With this data in hand, our client was able to make smarter decisions about how it allocates spend between these publishers, based on the actual efficiency each delivers.

 

Treat streaming like local. Get granular with DMAs.

One of streaming's most underutilized advantages is its ability to function as hyper-targeted local TV. With engagement data, you can optimize buys across specific markets and identify cities with disproportionately high returns.

For example, when we mapped engagement against baseline propensity scores (the likelihood of viewers to engage regardless of ad exposure) for a client, we discovered valuable targeting insights:

  • Kansas City showed a below-average baseline engagement but strong response to TV ads, making it an ideal market for increased investment.
  • Nashville and St. Louis demonstrated both a high propensity to engage and a strong response to advertising — markets worth defending against competitors.
  • Milwaukee revealed high baseline interest but lower-than-expected response to current creative, suggesting potential for message optimization.

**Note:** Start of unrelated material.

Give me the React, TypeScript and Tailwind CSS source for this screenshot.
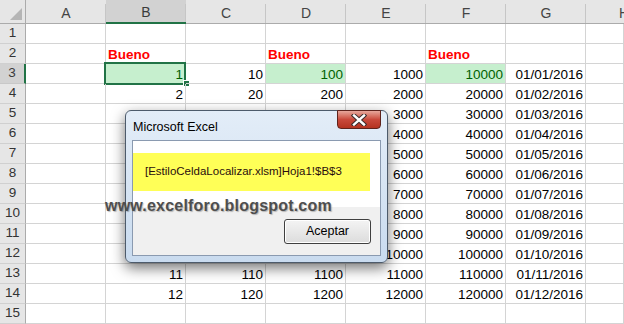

These geographic insights don't just inform your Upfront strategy — they become valuable currency in negotiations with publishers. If you know exactly which markets drive outsized returns for your brand, you can structure packages that activate media weight where these impressions will work hardest.

 

From fragmentation to focus: Your new Upfront playbook

Whether it’s the Upfront or other TV negotiations throughout the year, economic uncertainty has a way of separating outcomes-driven marketers from those still coasting on legacy approaches. Every buy is an opportunity to reshape how you think about media investment. 

Your competitive edge isn't how much you spend, but how intelligently you deploy your budget. By grounding your TV negotiations in engagement data, you'll not only weather the current economic climate but also emerge with a more resilient, performance-driven approach to TV.